From my understanding (and I could be wrong), you have roughly three (3)
layers: \- the Game Engine that contains such things as the Rendering engine,
the Net Client, the Physics Engine and the Audio Engine; \- the Game Logic
where is define how the object in-game interact; \- the media who are the
images, the sound used in the game.

Most modders are making changes only on the Game Logic and/or the media, but
find an older Game Engine open-sourced and you will find example of mods that
are touching directly to the Game Engine layer.

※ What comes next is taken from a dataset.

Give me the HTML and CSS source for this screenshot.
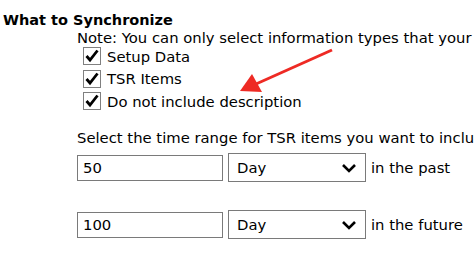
FILE: index.html
```html
<!DOCTYPE html>
<html lang="en">
<head>
    <meta charset="UTF-8">
    <title>What to Synchronize</title>
    <link rel="stylesheet" href="styles.css">
</head>
<body>
    <div class="sync-page">
        <h3 class="sync-title">What to Synchronize</h3>
        <div class="sync-body">
            <p class="note">Note: You can only select information types that your</p>

            <!-- Information types -->
            <div class="check-list">
                <label class="check-row">
                    <span class="check-box"><svg width="16" height="16" viewBox="0 0 16 16"><path d="M2.5 8 L6 12 L13.5 2.5" fill="none" stroke="#000" stroke-width="2.8"/></svg></span>
                    Setup Data
                </label>
                <label class="check-row">
                    <span class="check-box"><svg width="16" height="16" viewBox="0 0 16 16"><path d="M2.5 8 L6 12 L13.5 2.5" fill="none" stroke="#000" stroke-width="2.8"/></svg></span>
                    TSR Items
                </label>
                <label class="check-row">
                    <span class="check-box"><svg width="16" height="16" viewBox="0 0 16 16"><path d="M2.5 8 L6 12 L13.5 2.5" fill="none" stroke="#000" stroke-width="2.8"/></svg></span>
                    Do not include description
                </label>
            </div>

            <p class="range-label">Select the time range for TSR items you want to include</p>

            <!-- Time range rows -->
            <div class="range-row">
                <div class="text-field">50</div>
                <div class="select-field">Day
                    <svg class="chev" width="16" height="10" viewBox="0 0 16 10"><path d="M2 2 L8 8 L14 2" fill="none" stroke="#000" stroke-width="2.6"/></svg>
                </div>
                <span>in the past</span>
            </div>
            <div class="range-row">
                <div class="text-field">100</div>
                <div class="select-field">Day
                    <svg class="chev" width="16" height="10" viewBox="0 0 16 10"><path d="M2 2 L8 8 L14 2" fill="none" stroke="#000" stroke-width="2.6"/></svg>
                </div>
                <span>in the future</span>
            </div>
        </div>

        <!-- annotation arrow -->
        <svg class="annot-arrow" width="110" height="50" viewBox="0 0 110 50">
            <line x1="94" y1="3" x2="18" y2="37" stroke="#ee2a24" stroke-width="3"/>
            <polygon points="2,44 14,27 24,45" fill="#ee2a24"/>
        </svg>
    </div>
</body>
</html>
```

FILE: styles.css
```css
body {
    margin: 0;
    background: #fff;
    font-family: "DejaVu Sans", Verdana, sans-serif;
    font-size: 14.8px;
    color: #000;
}

.sync-page {
    position: relative;
    width: 474px;
    height: 265px;
    overflow: hidden;
}

.sync-title {
    margin: 0;
    padding: 11px 0 0 3px;
    font-size: 14.5px;
    font-weight: bold;
    line-height: 18px;
}

.sync-body {
    padding-left: 77px;
}

.note {
    margin: 0;
    line-height: 18px;
    white-space: nowrap;
}

.check-list {
    display: flex;
    flex-direction: column;
    gap: 4.5px;
    margin: 0 0 0 6px;
}

.check-row {
    display: flex;
    align-items: center;
    gap: 6px;
    height: 18px;
}

.check-box {
    width: 18px;
    height: 18px;
    box-sizing: border-box;
    border: 1px solid #808080;
    background: #fff;
    display: flex;
    align-items: center;
    justify-content: center;
}

.range-label {
    margin: 19px 0 0;
    line-height: 18px;
    white-space: nowrap;
}

.range-row {
    display: flex;
    align-items: center;
    gap: 5px;
    margin-top: 6px;
}

.range-row + .range-row {
    margin-top: 28px;
}

.text-field {
    width: 146px;
    height: 26px;
    box-sizing: border-box;
    border: 1px solid #7a7a7a;
    padding: 0 5px;
    line-height: 24px;
}

.select-field {
    width: 138px;
    height: 29px;
    box-sizing: border-box;
    border: 1px solid #7a7a7a;
    padding: 0 8px;
    display: flex;
    align-items: center;
    justify-content: space-between;
}

.annot-arrow {
    position: absolute;
    left: 238px;
    top: 47px;
}
```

All in all, if you are interested into getting into game development, and
after you have acquired some understanding of the structure of a Game as a
Software, you want to start creating your game (either a recreation or
something totally new). And don't worry right now about not using something
that will be relevant in a year, you need to put some experience under your
belt, first and foremost.

------
lazyjones
Steve Bak is a famous game developer who started at 31:
[http://www.mobygames.com/developer/sheet/view/developerId,83...](http://www.mobygames.com/developer/sheet/view/developerId,83056/)

------
zenbowman
You can definitely self-learn, I started coding at age 13 though and it is
definitely a different ballgame when compared to web programming.

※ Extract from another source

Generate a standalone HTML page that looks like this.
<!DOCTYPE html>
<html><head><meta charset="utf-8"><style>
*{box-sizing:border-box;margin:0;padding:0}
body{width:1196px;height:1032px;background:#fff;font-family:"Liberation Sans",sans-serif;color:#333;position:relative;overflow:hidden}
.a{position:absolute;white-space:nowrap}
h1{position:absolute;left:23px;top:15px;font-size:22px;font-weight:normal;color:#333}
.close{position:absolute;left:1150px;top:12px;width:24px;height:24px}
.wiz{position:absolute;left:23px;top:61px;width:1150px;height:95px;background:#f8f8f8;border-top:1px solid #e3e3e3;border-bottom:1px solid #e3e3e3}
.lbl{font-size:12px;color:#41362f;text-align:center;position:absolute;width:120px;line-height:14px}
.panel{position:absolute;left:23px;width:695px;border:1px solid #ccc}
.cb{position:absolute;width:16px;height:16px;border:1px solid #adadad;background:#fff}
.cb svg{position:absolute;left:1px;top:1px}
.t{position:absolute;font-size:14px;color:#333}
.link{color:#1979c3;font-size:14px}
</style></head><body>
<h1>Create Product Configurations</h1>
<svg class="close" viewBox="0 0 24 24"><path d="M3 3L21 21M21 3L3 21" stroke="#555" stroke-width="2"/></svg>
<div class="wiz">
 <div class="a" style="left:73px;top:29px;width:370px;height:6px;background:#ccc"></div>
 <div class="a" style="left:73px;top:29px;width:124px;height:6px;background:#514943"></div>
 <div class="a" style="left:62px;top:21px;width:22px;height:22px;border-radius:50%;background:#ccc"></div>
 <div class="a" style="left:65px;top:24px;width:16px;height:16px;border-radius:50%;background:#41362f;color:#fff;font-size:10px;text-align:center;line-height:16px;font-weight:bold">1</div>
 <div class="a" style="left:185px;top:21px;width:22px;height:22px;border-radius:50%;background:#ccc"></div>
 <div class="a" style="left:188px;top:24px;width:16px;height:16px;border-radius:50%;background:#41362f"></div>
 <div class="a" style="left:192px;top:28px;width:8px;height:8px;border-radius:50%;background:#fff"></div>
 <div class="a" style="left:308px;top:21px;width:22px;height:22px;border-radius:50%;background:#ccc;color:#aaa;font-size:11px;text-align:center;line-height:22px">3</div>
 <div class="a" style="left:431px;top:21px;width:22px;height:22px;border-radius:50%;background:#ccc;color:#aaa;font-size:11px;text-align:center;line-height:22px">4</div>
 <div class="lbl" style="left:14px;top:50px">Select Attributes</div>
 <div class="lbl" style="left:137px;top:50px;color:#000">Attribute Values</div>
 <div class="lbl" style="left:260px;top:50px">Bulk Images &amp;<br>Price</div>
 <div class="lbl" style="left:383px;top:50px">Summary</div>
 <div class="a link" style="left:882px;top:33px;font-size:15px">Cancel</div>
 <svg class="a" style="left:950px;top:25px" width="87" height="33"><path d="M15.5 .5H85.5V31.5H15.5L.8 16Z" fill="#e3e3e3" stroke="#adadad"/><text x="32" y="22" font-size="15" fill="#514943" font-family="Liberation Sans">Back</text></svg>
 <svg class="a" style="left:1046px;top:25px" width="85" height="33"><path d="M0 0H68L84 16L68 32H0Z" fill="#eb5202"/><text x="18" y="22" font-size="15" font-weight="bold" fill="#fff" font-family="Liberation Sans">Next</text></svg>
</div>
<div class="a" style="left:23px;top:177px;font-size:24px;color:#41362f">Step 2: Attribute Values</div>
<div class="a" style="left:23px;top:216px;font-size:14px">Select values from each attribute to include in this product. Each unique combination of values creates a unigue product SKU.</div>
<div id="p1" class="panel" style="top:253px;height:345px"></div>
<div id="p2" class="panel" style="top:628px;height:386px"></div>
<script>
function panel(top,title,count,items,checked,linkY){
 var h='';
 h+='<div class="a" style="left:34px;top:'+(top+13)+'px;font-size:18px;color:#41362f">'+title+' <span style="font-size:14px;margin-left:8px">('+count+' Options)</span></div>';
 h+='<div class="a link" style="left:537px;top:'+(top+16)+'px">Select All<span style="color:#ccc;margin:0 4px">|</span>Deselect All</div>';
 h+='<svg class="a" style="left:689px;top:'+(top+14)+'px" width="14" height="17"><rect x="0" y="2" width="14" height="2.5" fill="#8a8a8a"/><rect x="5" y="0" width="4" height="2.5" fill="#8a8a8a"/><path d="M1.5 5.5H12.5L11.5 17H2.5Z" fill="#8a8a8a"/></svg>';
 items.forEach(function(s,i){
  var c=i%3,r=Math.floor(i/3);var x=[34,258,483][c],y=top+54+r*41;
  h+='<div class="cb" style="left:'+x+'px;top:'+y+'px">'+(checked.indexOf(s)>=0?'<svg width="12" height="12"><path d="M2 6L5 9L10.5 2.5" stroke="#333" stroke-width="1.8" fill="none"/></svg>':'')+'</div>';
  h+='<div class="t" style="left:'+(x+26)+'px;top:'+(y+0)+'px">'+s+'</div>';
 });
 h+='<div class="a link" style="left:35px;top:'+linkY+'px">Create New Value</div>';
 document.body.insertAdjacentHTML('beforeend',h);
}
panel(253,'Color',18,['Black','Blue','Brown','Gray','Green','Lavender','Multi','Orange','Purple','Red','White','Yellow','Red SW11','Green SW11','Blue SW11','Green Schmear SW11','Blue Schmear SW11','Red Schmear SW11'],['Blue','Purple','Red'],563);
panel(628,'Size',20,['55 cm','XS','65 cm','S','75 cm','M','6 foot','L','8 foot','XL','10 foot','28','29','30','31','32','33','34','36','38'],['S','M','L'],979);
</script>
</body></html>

I have a young high schooler apprenticing with me right now, and he was able
to get a basic 2D game going with some help in about 6 weeks, working with me
for an hour a week. So it is doable, but it helps to have someone who has
walked the path before.

------
chipsy
The actual scope needed for a playable prototype is generally on the order of
a few hundred to a few thousand lines of code, possibly less when you rely on
a framework to take care of the low-level details. You do need a little bit
more CS background than web programming to get far, but not a huge amount - if
that's the barrier try some introductory CS courses, those were a big turning
point for me.

------
salahxanadu
I've a few over 30 and I learn new things every year. I think it is a misnomer
to think that you can only learn new things when you are young. Sure, it might
be easier at a time, but I have a more broad base of knowledge and when I look
upon new apis and sdks I have a better understanding right off the bat.

------
_mpf
Most of the game programmers i know started early, and are self-learners, but
it shouldn`t discourage you. You could start as a tester or level developer
and slowly get better. Good luck!

------
michaelpinto
Don't ask for permission: Give it a try!

The worse you can do is to not try. Pick a friendly language and start with a
very simple game. Then work your way up...

------
brwr
I don't really see why it matters. If you want to learn, stop trying to get
other people to make you feel better about it. Just go do something.

------
jamesjguthrie
I'd recommend trying out the XNA Framework with the Xbox 360.